Ce qui n’a pas empêché la chambre d’accusation d’examiner l’affaire et de la mettre en délibéré pour le 14 juillet. Le procureur général est tenu de notifier par lettre recommandée à chacune des parties de l’enrôlement de l’affaire devant la chambre d’accusation, afin qu’elles puissent avoir une idée sur les qualifications et les arguments du juge, ses arguments juridiques et techniques et de construire sur cette base leurs plaidoiries devant la chambre d’accusation », explique Me Belarif.
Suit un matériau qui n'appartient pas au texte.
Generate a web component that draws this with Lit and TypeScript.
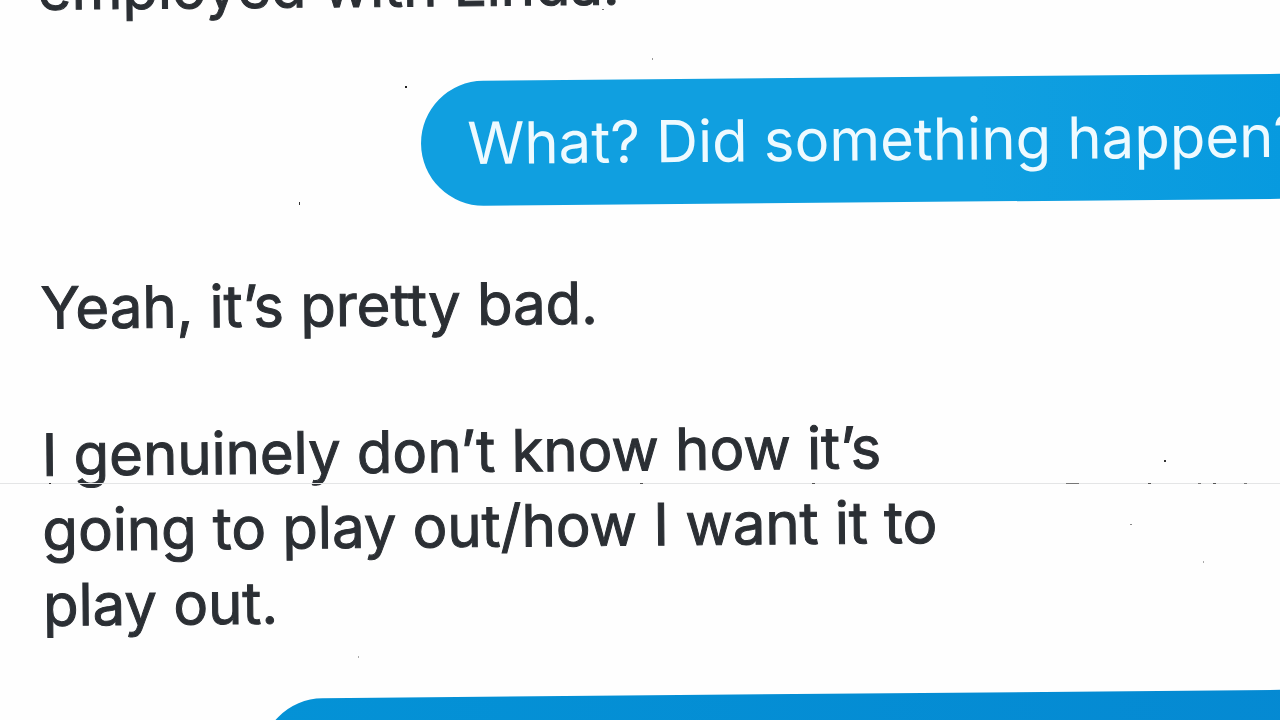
import { LitElement, html, css, svg } from "lit";
import { customElement } from "lit/decorators.js";

interface Message {
  from: "them" | "me";
  lines: string[];
}

const MESSAGES: Message[] = [
  { from: "them", lines: ["employed with Linda."] },
  { from: "me", lines: ["What? Did something happen?"] },
  { from: "them", lines: ["Yeah, it’s pretty bad."] },
  { from: "them", lines: ["I genuinely don’t know how it’s", "going to play out/how I want it to", "play out."] },
];

/* Dust on the scanned page: x, y, width, height, colour. */
const SPECKS: [number, number, number, number, string][] = [
  [405, 86, 2, 2, "#222222"],
  [299, 202, 1, 3, "#333333"],
  [652, 58, 1, 2, "#999999"],
  [602, 9, 2, 1, "#777777"],
  [358, 656, 1, 2, "#aaaaaa"],
  [1164, 460, 2, 2, "#333333"],
  [1130, 524, 2, 1, "#888888"],
  [1203, 561, 1, 2, "#aaaaaa"],
  [49, 483, 2, 1, "#333333"],
  [640, 483, 3, 1, "#555555"],
  [812, 483, 3, 1, "#555555"],
  [1066, 483, 13, 1, "#777777"],
  [1148, 483, 3, 1, "#555555"],
  [1198, 483, 3, 1, "#777777"],
  [1213, 483, 3, 1, "#555555"],
  [1244, 483, 3, 1, "#777777"],
];

@customElement("app-root")
export class AppRoot extends LitElement {
  static styles = css`
    :host {
      display: block;
      position: relative;
      height: 100vh;
      overflow: hidden;
      background: #fefefe;
      font-family: Inter, "Liberation Sans", sans-serif;
      font-size: 58px;
      line-height: 75px;
      color: #2b2f34;
    }
    .thread {
      display: flex;
      flex-direction: column;
      margin-top: -84px;
      padding-left: 41px;
      transform: rotate(-0.5deg);
      transform-origin: 0 50%;
    }
    .message {
      margin: 0;
      white-space: nowrap;
    }
    .them {
      padding: 36px 0;
      -webkit-text-stroke: 1px #2b2f34;
    }
    .me {
      align-self: flex-end;
      margin: 22px -71px 25px 0;
      padding: 25px 46px;
      border-radius: 64px;
      background: linear-gradient(90deg, #109fe0 60%, #0599df);
      color: #eefaff;
    }
    .next {
      height: 125px;
      margin: 22px -71px 0 216px;
      border-radius: 64px;
      background: linear-gradient(90deg, #0492d6, #0589d2);
    }
    .line {
      display: block;
    }
    .scan {
      position: absolute;
      inset: 0;
      width: 100%;
      height: 100%;
      pointer-events: none;
    }
  `;

  render() {
    return html`
      <main class="thread">
        ${MESSAGES.map(
          (m) => html`<p class="message ${m.from}">${m.lines.map((l) => html`<span class="line">${l}</span>`)}</p>`,
        )}
        <div class="next"></div>
      </main>
      <svg class="scan" aria-hidden="true">
        <rect y="483" width="100%" height="1" fill="#e4e5e6" />
        ${SPECKS.map(([x, y, w, h, c]) => svg`<rect x=${x} y=${y} width=${w} height=${h} fill=${c} />`)}
      </svg>
    `;
  }
}
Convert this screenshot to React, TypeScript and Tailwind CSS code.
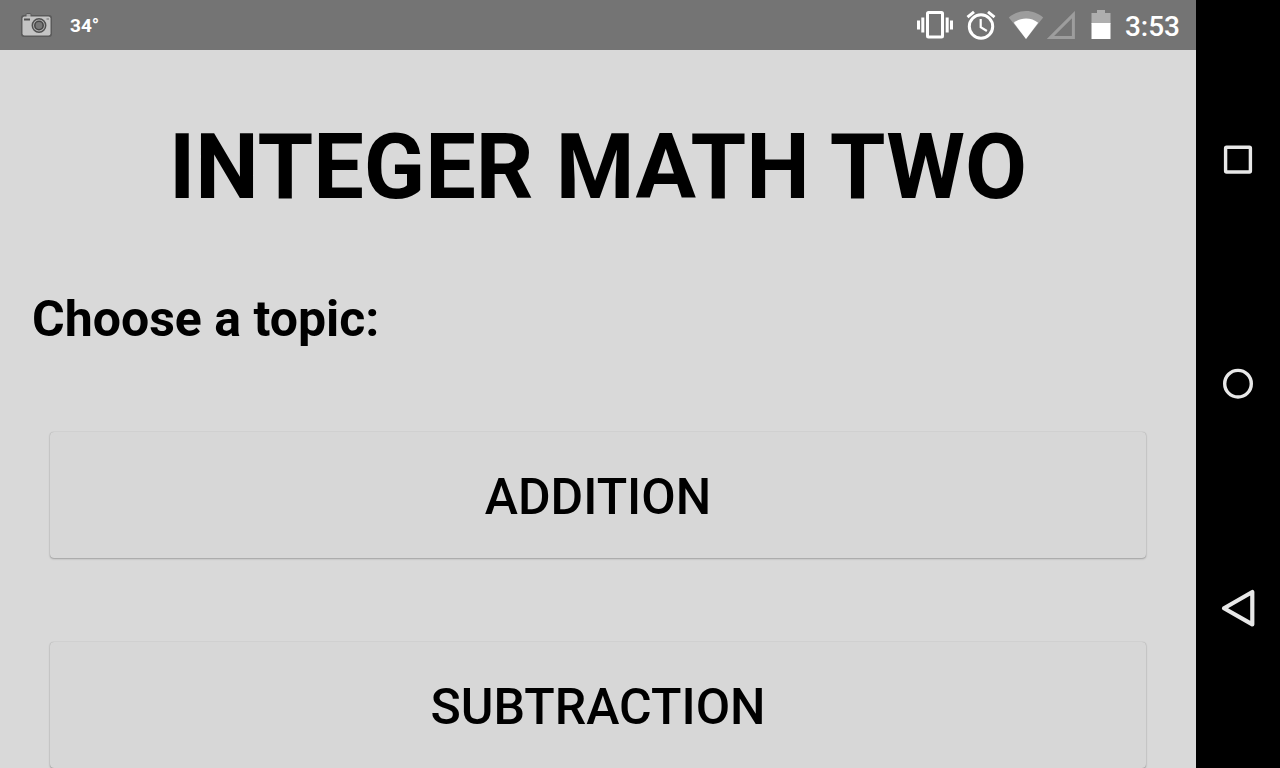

Pour lui, il s’agit d’une « violation délibérée de la loi et à ce niveau elle est intolérable et inadmissible ». Il révèle que le but recherché est « d’empêcher la défense d’exercer son droit. C’est extrêmement grave pour la justice et les institutions de la République ».

Son confrère Me Dilem déclare, pour sa part, qu’« en omettant d’informer à temps les parties de la transmission du dossier au parquet général relève d’une volonté délibérée d’empêcher la défense de préparer son argumentation juridique et technique, de sorte à pousser la chambre d’accusation à répondre aux questions posées et pourquoi pas, demander un complément d’enquête ». Ceci, et de dire : « Nous avons l’impression que le juge, le procureur et le procureur général participent tous à cette forfaiture et ce déni de justice, en ne retenant que les conclusions de l’enquête de la police judiciaire, qui imputent la mort de Tounsi à Oultache alors que ce denier nie l’avoir tué de deux balles dans la tête.

Tous refusent que l’énigme des balles, deux, selon la police, et quatre, selon Oultache, soit élucidée. Interrogé sur un éventuel renvoi du dossier vers le tribunal criminel, Me Belarif affirme : « Tout le monde sait que ce tribunal ne jugera que sur la base du dossier qu’il recevra et les avocats ne peuvent faire que du bavardage devant la barre et cautionner ainsi le tout. » Tout en annonçant un pourvoi auprès de la Cour suprême, l’avocat exprime sa « crainte » de voir son action vouée à l’échec. « Nous avons déjà vu cette haute instance statuer sur la rétractation en matière pénale, alors que c’est interdit. Nos craintes sont fondées. Aujourd’hui, l’appareil judiciaire ne veut pas aller au-delà du dossier établi par la police et que le juge d’instruction n’a fait qu’entériner. Il n’y a eu ni contre-expertise, ni confrontation, ni approfondissement des questions sérieuses, qui se posent à travers les déclarations des différentes personnes interrogées. La chambre d’accusation et peut-être même la Cour suprême ne sortiront pas de ce cadre », déclare Me Belarif.

Devant ces conditions, relève-t-il, « Oultache n’est pas disposé à participer à un simulacre de procès. Il refusera de parler quelles que soient les conséquences ». Il affirme qu’en tant que défense, « un recours aux instances internationales compétentes est envisagé, et ce, en dehors de toute considération de souveraineté nationale estimant que le respect de son pays est également un acte de nationalisme ». « Nous ne préjugeons pas, mais nous n’excluons pas l’internationalisation du dossier par des confrères étrangers. »

Par Salima Tlemçani

Les avocats de la partie civile dénoncent

Les avocats de la famille du défunt Ali Tounsi ont dénoncé la violation des articles 182 et 183 du code de procédure pénale, relatifs à la convocation des parties à l’audience de l’examen par la chambre d’accusation du dossier de l’assassinat de l’ancien DGSN. Me Khaled Bourayou affirme n’avoir reçu la convocation que le 11 juillet pour une audience prévue le 7 juillet dernier et mise en délibérée pour le 14 du même mois. Ce qui a privé la partie civile d’être présente à l’audience. « Comment se fait-il que le juge renvoie l’ordonnance de transmission des pièces du dossier au parquet général, alors qu’un appel à ses décisions a été introduit auprès de la Cour suprême ? Il y a là une violation manifeste de la procédure », s’est interrogé Me Bourayou.